On n'a pas d'information, déplore Denis Godbout. Ce qu'on sait, c'est que le 1er mars, une demande de lettre patente supplémentaire a été déposée au Registre des entreprises et ils ont changé de nom pour l'Orientation éphémère. Éphémère oui, puisque le 4 avril, la compagnie s'est dissoute. Aussi, le 1er mars, ils ont demandé que la clause, qui prévoit qu'en cas de dissolution de la compagnie, tous les biens qui restent soient distribués à une personne ou plusieurs personnes morales qui suivent des objectifs similaires, soit annulée.
Le 4 avril, il y a une déclaration de dissolution et la compagnie déclare qu'elle s'est départie de ses biens et qu'elle a divisé ses actifs proportionnellement entre ses membres. Mais on ne sait pas qui sont ses membres
, ajoute-t-elle.
« Il y a des questions à poser aux administrateurs. Qu'est-ce qu'ils ont fait avec les 18 millions? Qu'est-ce qu'ils veulent faire? On n'a pas de réponse. Ce qu'on nous dit, c'est qu'ils n'ont rien à nous dire. »
La mairesse de Sherbrooke, Évelyne Beaudin, soutient pour sa part que la Ville a tenté d'avoir des réponses. Là aussi, les élus se sont heurtés à un mur.
Pourquoi décider de vendre? Pourquoi cesser la mission de logement abordable de l'OBNL? Et où est rendu le 18 M$ de la transaction?
s'interroge la mairesse de Sherbrooke.
« Quand on a posé des questions sur ce qui est arrivé de l'argent, et à quoi allait servir l'argent de la transaction, on nous a dit grosso modo de nous mêler de nos affaires. »

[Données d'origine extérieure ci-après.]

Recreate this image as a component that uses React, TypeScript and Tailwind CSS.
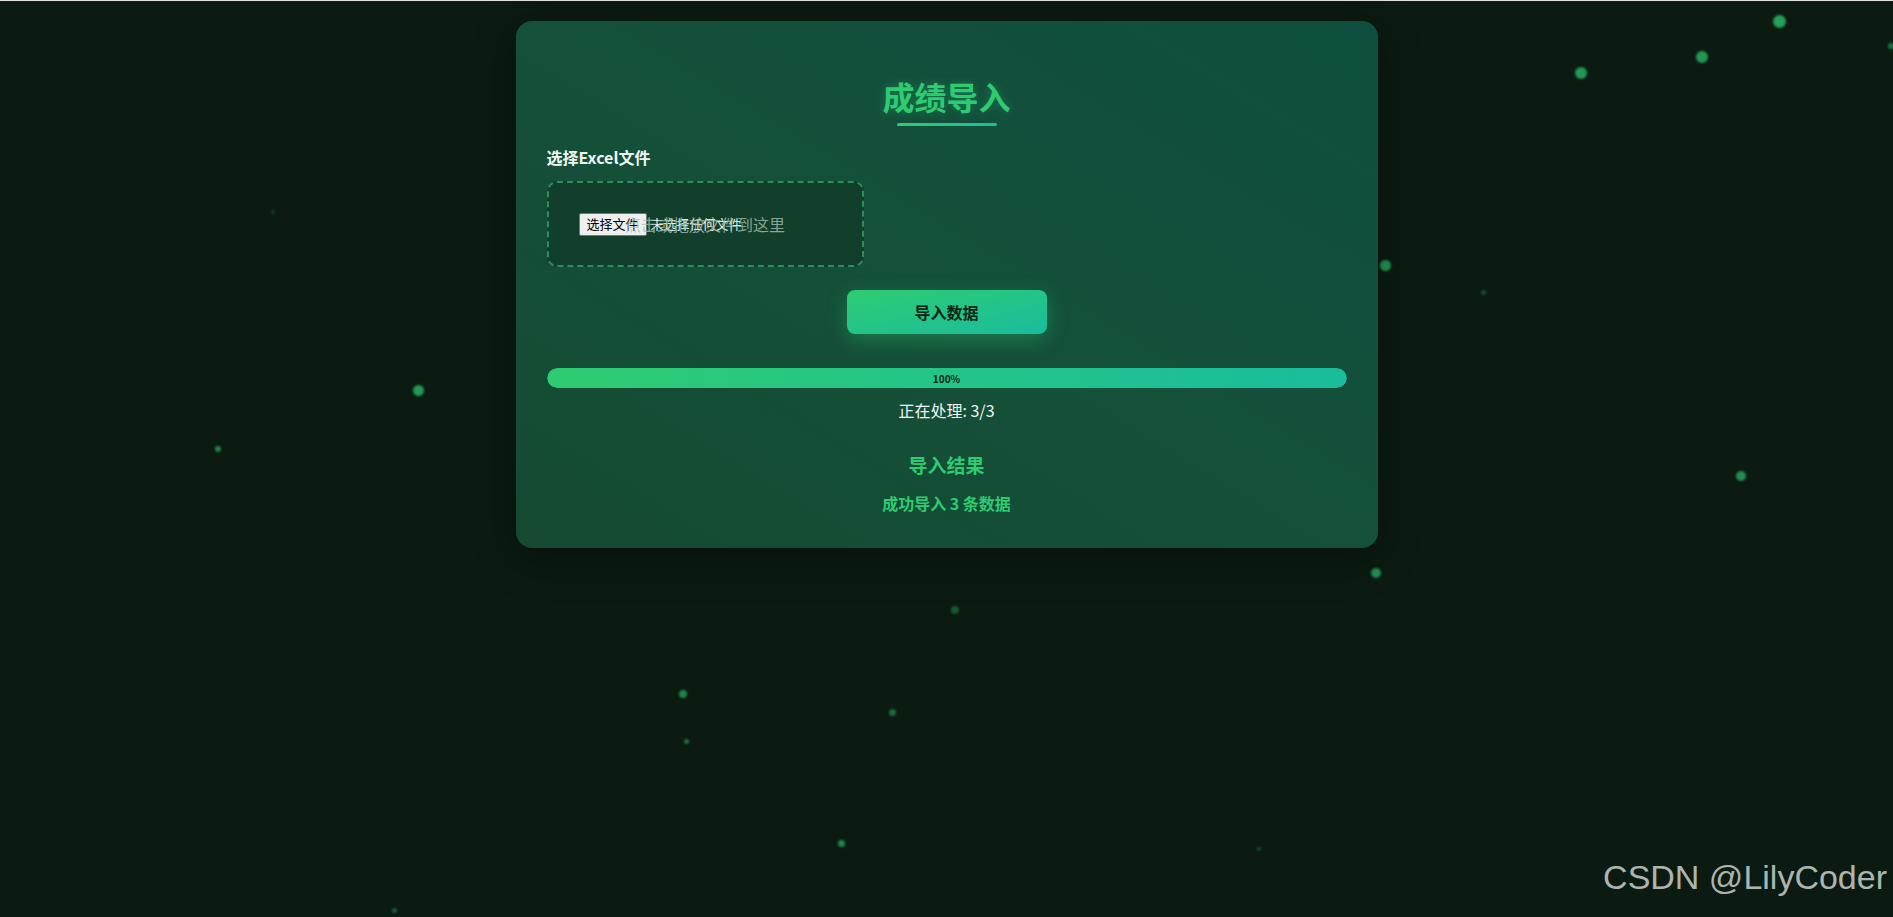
import React from 'react';

type Dot = { x: number; y: number; size: number; opacity: number };

// floating glow particles behind the import card
const dots: Dot[] = [
  { x: 1779, y: 21, size: 13, opacity: 0.75 },
  { x: 1702, y: 57, size: 12, opacity: 0.7 },
  { x: 1581, y: 73, size: 12, opacity: 0.7 },
  { x: 1891, y: 46, size: 6, opacity: 0.5 },
  { x: 1385, y: 265, size: 11, opacity: 0.7 },
  { x: 1483, y: 292, size: 5, opacity: 0.3 },
  { x: 273, y: 212, size: 4, opacity: 0.2 },
  { x: 418, y: 390, size: 11, opacity: 0.7 },
  { x: 218, y: 449, size: 6, opacity: 0.6 },
  { x: 1741, y: 476, size: 10, opacity: 0.65 },
  { x: 1376, y: 573, size: 10, opacity: 0.65 },
  { x: 955, y: 610, size: 8, opacity: 0.35 },
  { x: 683, y: 694, size: 8, opacity: 0.6 },
  { x: 892, y: 712, size: 7, opacity: 0.45 },
  { x: 686, y: 741, size: 5, opacity: 0.5 },
  { x: 841, y: 843, size: 7, opacity: 0.6 },
  { x: 1259, y: 849, size: 4, opacity: 0.3 },
  { x: 394, y: 910, size: 5, opacity: 0.4 },
];

export default function App() {
  const progress = 100;

  return (
    <div className="relative h-[917px] overflow-hidden bg-[#0b1b11] font-['Noto_Sans_CJK_SC','Noto_Sans',sans-serif]">
      <div className="h-px bg-[#e2e2e2]" />

      {dots.map((d, i) => (
        <span
          key={i}
          className="absolute rounded-full bg-[#2ecc71] blur-[1px]"
          style={{
            left: d.x - d.size / 2,
            top: d.y - d.size / 2,
            width: d.size,
            height: d.size,
            opacity: d.opacity,
          }}
        />
      ))}

      <div className="relative mx-auto mt-5 w-[862px] rounded-2xl bg-gradient-to-tr from-[#154a31] via-[#14503a] to-[#0f4f3f] px-[31px] pt-[56px] pb-[33px] shadow-[0_10px_40px_rgba(0,0,0,0.35)]">
        <div className="flex flex-col items-center">
          <h1 className="text-[32px] leading-[38px] font-bold text-[#2ecc71] [text-shadow:0_0_10px_rgba(46,204,113,0.35)]">
            成绩导入
          </h1>
          <div className="mt-[8px] h-[3px] w-[100px] rounded-full bg-gradient-to-r from-[#2ecc71] to-[#1abc9c]" />
        </div>

        <label className="mt-[19px] block text-[16px] leading-6 font-bold text-[#f0f7f2]">
          选择Excel文件
        </label>

        <div className="relative mt-3 w-[317px] rounded-[10px] border-2 border-dashed border-[#2a8f58] bg-[#123f2b] p-[30px]">
          <div className="flex h-[22px] items-center">
            <span className="flex h-[23px] items-center rounded-[2px] border border-[#767676] bg-[#efefef] px-[7px] text-[13px] text-black">
              选择文件
            </span>
            <span className="ml-[4px] text-[13px] text-[#e6efe9]">未选择任何文件</span>
          </div>
          <span className="pointer-events-none absolute inset-0 flex items-center justify-center text-[16px] text-[#a9bfb1]/80">
            点击或拖放文件到这里
          </span>
        </div>

        <div className="mt-[23px] flex justify-center">
          <button className="h-[44px] w-[200px] rounded-lg bg-gradient-to-br from-[#2ecc71] to-[#1abc9c] text-[16px] font-semibold text-[#0c2416] shadow-[0_6px_20px_rgba(46,204,113,0.35)]">
            导入数据
          </button>
        </div>

        <div className="relative mt-[34px] h-5 overflow-hidden rounded-full bg-black/20">
          <div
            className="h-full rounded-full bg-gradient-to-r from-[#2ecc71] to-[#1abc9c]"
            style={{ width: `${progress}%` }}
          />
          <span className="absolute inset-0 flex items-center justify-center text-[10px] font-semibold text-[#0c2416]">
            {progress}%
          </span>
        </div>

        <p className="mt-[10px] text-center text-[16px] leading-6 text-[#f0f7f2]">正在处理: 3/3</p>

        <h3 className="mt-[28px] text-center text-[19px] leading-[29px] font-bold text-[#2ecc71]">导入结果</h3>
        <p className="mt-[12px] text-center text-[16px] leading-6 font-semibold text-[#2ecc71]">
          成功导入 3 条数据
        </p>
      </div>

      <div className="absolute right-[6px] bottom-[14px] font-['Liberation_Sans',Arial,sans-serif] text-[34px] text-[#c4cac6]/90">
        CSDN @LilyCoder
      </div>
    </div>
  );
}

Une loi pour empêcher des ventes similaires
Pour le moment, Denise Godbout souligne qu'elle n'a toujours pas reçu de réponse de la ministre. Mais elle espère que celle-ci pourra aussi intervenir dans le dossier pour éviter d'autres ventes similaires. On demande également à la ministre de passer une loi rapide pour que d'autres OBNL ne soient pas vendus dans le privé. Il existe déjà une loi avec les coopératives qui a été adoptée en 2015. Cela sera simple et relativement rapide de passer une loi.
Elle-même affirme être contactée fréquemment par des acheteurs potentiels. Elle souligne que le conseil d'administration a refusé toutes les offres. On se fait solliciter très souvent. Le privé est très agressif. Il appelle, il rappelle. Il faut faire quelque chose rapidement.

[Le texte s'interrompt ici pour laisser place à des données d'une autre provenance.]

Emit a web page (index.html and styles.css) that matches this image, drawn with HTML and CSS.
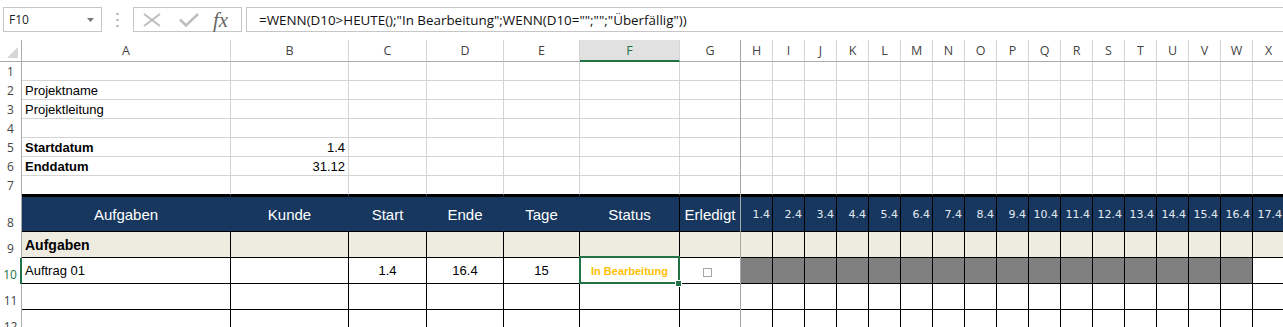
FILE: index.html
```html
<!DOCTYPE html>
<html lang="de">
<head>
    <meta charset="UTF-8">
    <title>Projektplan</title>
    <link rel="stylesheet" href="styles.css">
</head>
<body>
    <div class="fbar">
        <div class="namebox">
            <span>F10</span>
            <svg width="7" height="4" viewBox="0 0 7 4"><path d="M0 0H7L3.5 4Z" fill="#777"/></svg>
        </div>
        <div class="grip">
            <svg width="3" height="14" viewBox="0 0 3 14"><rect x="0.5" y="0" width="2" height="2" fill="#aaa"/><rect x="0.5" y="6" width="2" height="2" fill="#aaa"/><rect x="0.5" y="12" width="2" height="2" fill="#aaa"/></svg>
        </div>
        <div class="fbtns">
            <svg class="ic-x" width="18" height="14" viewBox="0 0 18 14"><path d="M1 1L17 13M17 1L1 13" stroke="#bdbdbd" stroke-width="2" fill="none"/></svg>
            <svg class="ic-ok" width="20" height="14" viewBox="0 0 20 14"><path d="M1 6.5L7 12.5L19 1" stroke="#bdbdbd" stroke-width="2.5" fill="none"/></svg>
            <span class="fx">fx</span>
        </div>
        <div class="formula">=WENN(D10&gt;HEUTE();"In Bearbeitung";WENN(D10="";"";"Überfällig"))</div>
    </div>

    <div class="sheet">
        <div class="r ch">
            <div class="corner"><svg width="11" height="11" viewBox="0 0 11 11"><path d="M11 0V11H0Z" fill="#d6d6d6"/></svg></div>
            <div>A</div><div>B</div><div>C</div><div>D</div><div>E</div><div class="cur">F</div><div>G</div>
            <div>H</div><div>I</div><div>J</div><div>K</div><div>L</div><div>M</div><div>N</div><div>O</div><div>P</div>
            <div>Q</div><div>R</div><div>S</div><div>T</div><div>U</div><div>V</div><div>W</div><div>X</div>
        </div>

        <div class="r">
            <div class="rh">1</div>
            <div></div><div></div><div></div><div></div><div></div><div></div><div></div>
            <div></div><div></div><div></div><div></div><div></div><div></div><div></div><div></div><div></div>
            <div></div><div></div><div></div><div></div><div></div><div></div><div></div><div></div>
        </div>
        <div class="r">
            <div class="rh">2</div>
            <div>Projektname</div><div></div><div></div><div></div><div></div><div></div><div></div>
            <div></div><div></div><div></div><div></div><div></div><div></div><div></div><div></div><div></div>
            <div></div><div></div><div></div><div></div><div></div><div></div><div></div><div></div>
        </div>
        <div class="r">
            <div class="rh">3</div>
            <div>Projektleitung</div><div></div><div></div><div></div><div></div><div></div><div></div>
            <div></div><div></div><div></div><div></div><div></div><div></div><div></div><div></div><div></div>
            <div></div><div></div><div></div><div></div><div></div><div></div><div></div><div></div>
        </div>
        <div class="r">
            <div class="rh">4</div>
            <div></div><div></div><div></div><div></div><div></div><div></div><div></div>
            <div></div><div></div><div></div><div></div><div></div><div></div><div></div><div></div><div></div>
            <div></div><div></div><div></div><div></div><div></div><div></div><div></div><div></div>
        </div>
        <div class="r">
            <div class="rh">5</div>
            <div class="bold">Startdatum</div><div class="num">1.4</div><div></div><div></div><div></div><div></div><div></div>
            <div></div><div></div><div></div><div></div><div></div><div></div><div></div><div></div><div></div>
            <div></div><div></div><div></div><div></div><div></div><div></div><div></div><div></div>
        </div>
        <div class="r">
            <div class="rh">6</div>
            <div class="bold">Enddatum</div><div class="num">31.12</div><div></div><div></div><div></div><div></div><div></div>
            <div></div><div></div><div></div><div></div><div></div><div></div><div></div><div></div><div></div>
            <div></div><div></div><div></div><div></div><div></div><div></div><div></div><div></div>
        </div>
        <div class="r last">
            <div class="rh">7</div>
            <div></div><div></div><div></div><div></div><div></div><div></div><div></div>
            <div></div><div></div><div></div><div></div><div></div><div></div><div></div><div></div><div></div>
            <div></div><div></div><div></div><div></div><div></div><div></div><div></div><div></div>
        </div>

        <div class="r hdr">
            <div class="rh">8</div>
            <div>Aufgaben</div><div>Kunde</div><div>Start</div><div>Ende</div><div>Tage</div><div class="edge">Status</div><div class="edge">Erledigt</div>
            <div class="d">1.4</div><div class="d">2.4</div><div class="d">3.4</div><div class="d">4.4</div><div class="d">5.4</div><div class="d">6.4</div>
            <div class="d">7.4</div><div class="d">8.4</div><div class="d">9.4</div><div class="d">10.4</div><div class="d">11.4</div><div class="d">12.4</div>
            <div class="d">13.4</div><div class="d">14.4</div><div class="d">15.4</div><div class="d">16.4</div><div class="d">17.4</div>
        </div>
        <div class="r t sec">
            <div class="rh">9</div>
            <div class="group">Aufgaben</div><div></div><div></div><div></div><div></div><div></div><div></div>
            <div></div><div></div><div></div><div></div><div></div><div></div><div></div><div></div><div></div>
            <div></div><div></div><div></div><div></div><div></div><div></div><div></div><div></div>
        </div>
        <div class="r t">
            <div class="rh cur">10</div>
            <div>Auftrag 01</div><div></div><div class="mid">1.4</div><div class="mid">16.4</div><div class="mid">15</div>
            <div class="mid sel"><span class="status">In Bearbeitung</span></div>
            <div class="mid"><span class="check"></span></div>
            <div class="bar"></div><div class="bar"></div><div class="bar"></div><div class="bar"></div><div class="bar"></div><div class="bar"></div>
            <div class="bar"></div><div class="bar"></div><div class="bar"></div><div class="bar"></div><div class="bar"></div><div class="bar"></div>
            <div class="bar"></div><div class="bar"></div><div class="bar"></div><div class="bar"></div><div></div>
        </div>
        <div class="r t">
            <div class="rh">11</div>
            <div></div><div></div><div></div><div></div><div></div><div></div><div></div>
            <div></div><div></div><div></div><div></div><div></div><div></div><div></div><div></div><div></div>
            <div></div><div></div><div></div><div></div><div></div><div></div><div></div><div></div>
        </div>
        <div class="r t">
            <div class="rh">12</div>
            <div></div><div></div><div></div><div></div><div></div><div></div><div></div>
            <div></div><div></div><div></div><div></div><div></div><div></div><div></div><div></div><div></div>
            <div></div><div></div><div></div><div></div><div></div><div></div><div></div><div></div>
        </div>

        <div class="freeze"></div>
    </div>
</body>
</html>
```

FILE: styles.css
```css
body { margin: 0; background: #fff; font-family: "Liberation Sans", Arial, sans-serif; font-size: 13px; color: #000; overflow: hidden; }

/* formula bar */
.fbar { display: flex; align-items: flex-start; height: 40px; box-sizing: border-box; padding: 7px 0 0 3px; font-family: "Open Sans", sans-serif; }
.namebox { width: 99px; height: 25px; box-sizing: border-box; border: 1px solid #c6c6c6; display: flex; align-items: center; justify-content: space-between; padding: 0 7px 0 5px; font-size: 12px; color: #222; }
.grip { width: 31px; display: flex; justify-content: center; padding-top: 6px; }
.fbtns { width: 109px; height: 25px; box-sizing: border-box; border: 1px solid #c6c6c6; display: flex; align-items: center; padding-left: 9px; }
.fbtns .ic-ok { margin-left: 18px; }
.fbtns .fx { margin-left: 14px; font-family: "Liberation Serif", serif; font-style: italic; font-size: 21px; color: #666; line-height: 20px; }
.formula { flex: 1; margin-left: 4px; height: 25px; box-sizing: border-box; border: 1px solid #c6c6c6; border-right: none; padding-left: 12px; display: flex; align-items: center; font-size: 13.4px; color: #111; white-space: nowrap; }

/* sheet grid */
.sheet { position: relative; }
.r { display: grid; grid-template-columns: 22px 209px 118px 78px 77px 76px 100px 61px repeat(17, 32px); height: 19px; }
.r > div { box-sizing: border-box; border-right: 1px solid #d4d4d4; border-bottom: 1px solid #d4d4d4; display: flex; align-items: center; padding: 0 3px; white-space: nowrap; overflow: hidden; }
.r > .rh { justify-content: center; align-items: flex-end; padding: 0 0 1px 0; border-bottom: none; border-right-color: #ababab; font-family: "Open Sans", sans-serif; font-size: 12px; color: #444; }
.r > .rh.cur { color: #217346; border-right: 2px solid #217346; }

.ch { height: 22px; }
.ch > div { justify-content: center; border-bottom-color: #ababab; font-family: "Open Sans", sans-serif; font-size: 12.5px; color: #444; }
.ch > .corner { justify-content: flex-end; align-items: flex-end; padding: 0 3px 3px 0; border-right-color: #ababab; }
.ch > .cur { background: #e1e1e1; color: #217346; border-bottom: 2px solid #217346; }

.bold { font-weight: bold; }
.r > .num { justify-content: flex-end; }
.r > .mid { justify-content: center; }
.last > div:not(.rh) { border-bottom-color: #000; }

/* table header */
.hdr { height: 37px; }
.hdr > div:not(.rh) { background: #17375e; color: #fff; font-size: 15px; justify-content: center; border-top: 2px solid #000; border-bottom-color: #000; border-right-color: #17375e; }
.hdr > div.edge, .hdr > div.d { border-right-color: #000; }
.hdr > div.d { justify-content: flex-end; padding: 0 2px 0 0; font-family: "DejaVu Sans", Verdana, sans-serif; font-size: 11px; color: #e4eaf2; }

/* table body */
.t { height: 26px; }
.t > div:not(.rh) { border-right-color: #000; border-bottom-color: #000; }
.sec > div:not(.rh) { background: #eeece1; }
.group { font-size: 14px; font-weight: bold; }
.r > .bar { background: #808080; }

.status { color: #ffc000; font-weight: bold; font-size: 11px; }
.r > .sel { position: relative; overflow: visible; }
.sel::after { content: ""; position: absolute; left: -1px; top: -2px; right: -1px; bottom: -1px; border: 2px solid #217346; }
.sel::before { content: ""; position: absolute; right: -3px; bottom: -4px; width: 5px; height: 5px; background: #217346; border: 1px solid #fff; z-index: 2; }
.check { width: 9px; height: 9px; box-sizing: border-box; border: 1px solid #a6a6a6; background: #fff; margin: 3px 6px 0 0; }

.freeze { position: absolute; left: 740px; top: 0; bottom: 0; width: 1px; background: #a6a6a6; }
```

Denise Godbout ne prête pas de mauvaises intentions aux nouveaux propriétaires, mais déplore la grande opacité du dossier, d'où la nécessité de cette enquête. Elle affirme d'ailleurs que des résidents ont entendu parler de certaines augmentations pour l'an prochain. Elle soutient qu'ils sont en panique, et ont très peur pour l'accessibilité de leur logement
. Les nouveaux vendeurs ont peut-être de bonnes intentions, mais elles n'ont pas été communiquées.

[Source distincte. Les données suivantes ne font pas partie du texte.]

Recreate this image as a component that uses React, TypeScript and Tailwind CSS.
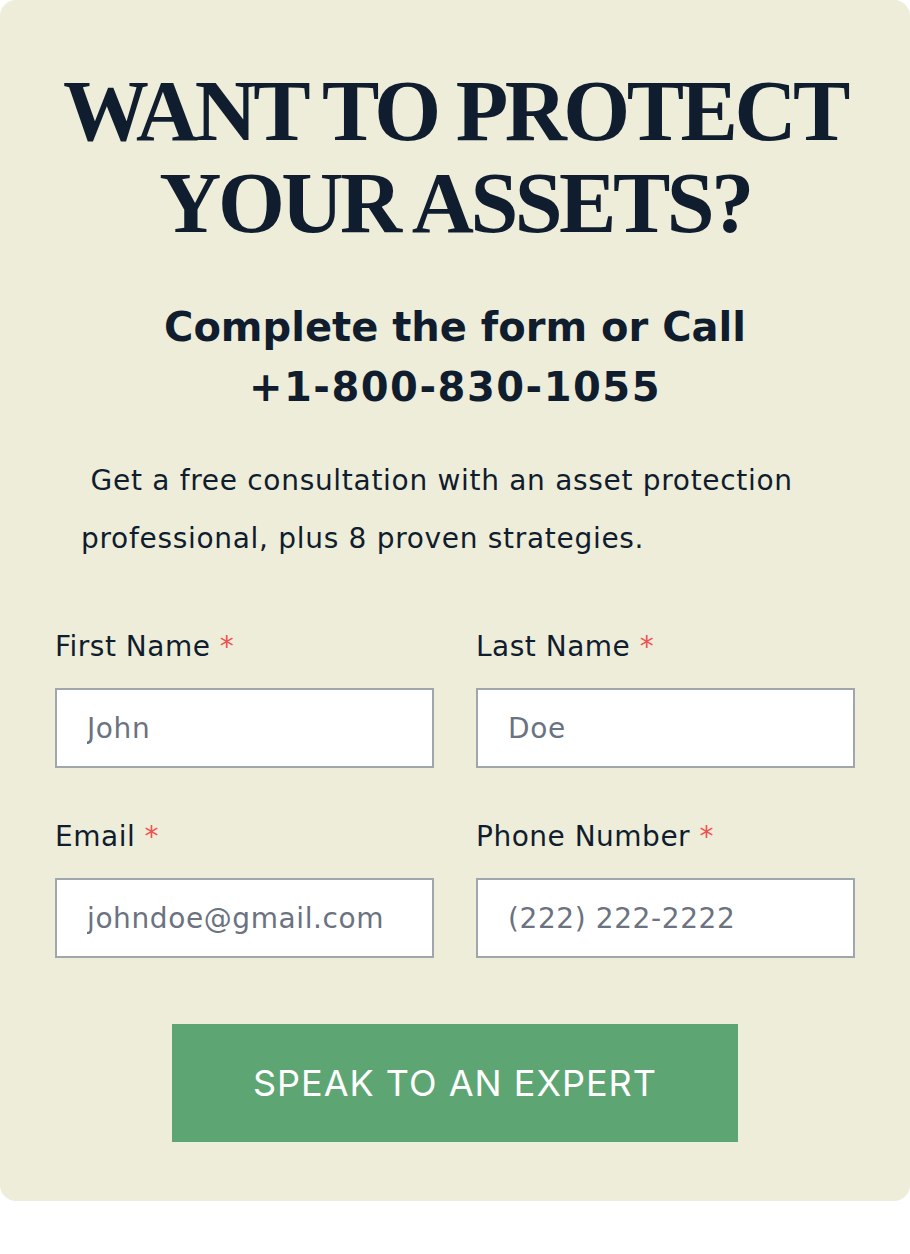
import React from 'react';

const fields = [
  { label: 'First Name', placeholder: 'John', type: 'text' },
  { label: 'Last Name', placeholder: 'Doe', type: 'text' },
  { label: 'Email', placeholder: 'johndoe@gmail.com', type: 'email' },
  { label: 'Phone Number', placeholder: '(222) 222-2222', type: 'tel' },
];

export default function App() {
  return (
    <div className="min-h-[1254px] bg-white font-['DejaVu_Sans',sans-serif] text-[#0f1d2e]">
      <div className="rounded-2xl bg-[#eeedd9] px-[55px] pb-[59px] pt-[65px]">
        <h1 className="text-center font-['Liberation_Serif',serif] text-[86px] font-bold uppercase leading-[92px] tracking-[-3.5px]">
          Want to protect your assets?
        </h1>

        <h2 className="mt-[48px] text-center text-[40px] font-bold leading-[60px]">
          Complete the form or Call
          <br />
          <span className="tracking-[1.5px]">+1-800-830-1055</span>
        </h2>

        <p className="mt-[35px] px-[26px] text-[28px] leading-[58px] tracking-[0.7px]">
          &nbsp;Get a free consultation with an asset protection professional, plus 8 proven strategies.
        </p>

        <form className="mt-[62px]" onSubmit={(e) => e.preventDefault()}>
          <div className="grid grid-cols-2 gap-x-[42px] gap-y-[52px]">
            {fields.map((f) => (
              <label key={f.label} className="flex flex-col">
                <span className="text-[28px] leading-[34px] tracking-[0.5px]">
                  {f.label} <span className="text-[#f05252]">*</span>
                </span>
                <input
                  type={f.type}
                  placeholder={f.placeholder}
                  className="mt-[24px] h-[80px] w-full border-2 border-[#a0a6ad] bg-white px-[30px] text-[28px] tracking-[0.6px] text-[#0f1d2e] outline-none placeholder:text-[#6b7280]"
                />
              </label>
            ))}
          </div>

          <div className="mt-[66px] flex justify-center">
            <button
              type="submit"
              className="h-[118px] w-[566px] bg-[#5da674] font-['Inter',sans-serif] text-[36px] font-normal uppercase tracking-[1px] text-white"
            >
              Speak to an expert
            </button>
          </div>
        </form>
      </div>
    </div>
  );
}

Le Parti québécois espère une annulation de la vente
La députée de Gaspé et porte-parole en matière d'habitation pour le Parti québécois, Méganne Perry Mélançon, affirme qu'en Commission parlementaire, elle a obtenu un engagement du ministre des Finances Éric Girard qu'une législation sera apportée pour avoir des mécanismes de protection pour les OBNL d'habitation
.
Il faudra voir si cela sera légiféré et si cela aura un impact sur les derniers cas de figure qu'on a eus, dont celui de Sherbrooke
, explique la députée de Gaspé.
Méganne Perry Mélançon espère même que la transaction puisse être renversée. Il faudra vérifier quelles sont nos avenues possibles au niveau légal, parce que la Loi sur les compagnies devra être modifiée.
Interpellé par Radio-Canada, le ministère des Finances n'a pas voulu accorder d'entrevue, mais a souligné que la situation et les faits rapportés nous préoccupent, et que si une enquête est nécessaire pour faire la lumière, nous n'hésiterons pas à aller de l'avant.
Pour le moment, nous devons compléter notre analyse, notamment des moyens à notre disposition pour intervenir, mais chose certaine, nous prenons la situation au sérieux.
Deux administrateurs responsables de la vente du Faubourg Mena'Sen à qui Radio-Canada a parlé n'ont pas voulu fournir d'explications sur l'utilisation des fonds. L'un d'eux, Serge Dubois, accordera une entrevue sous peu.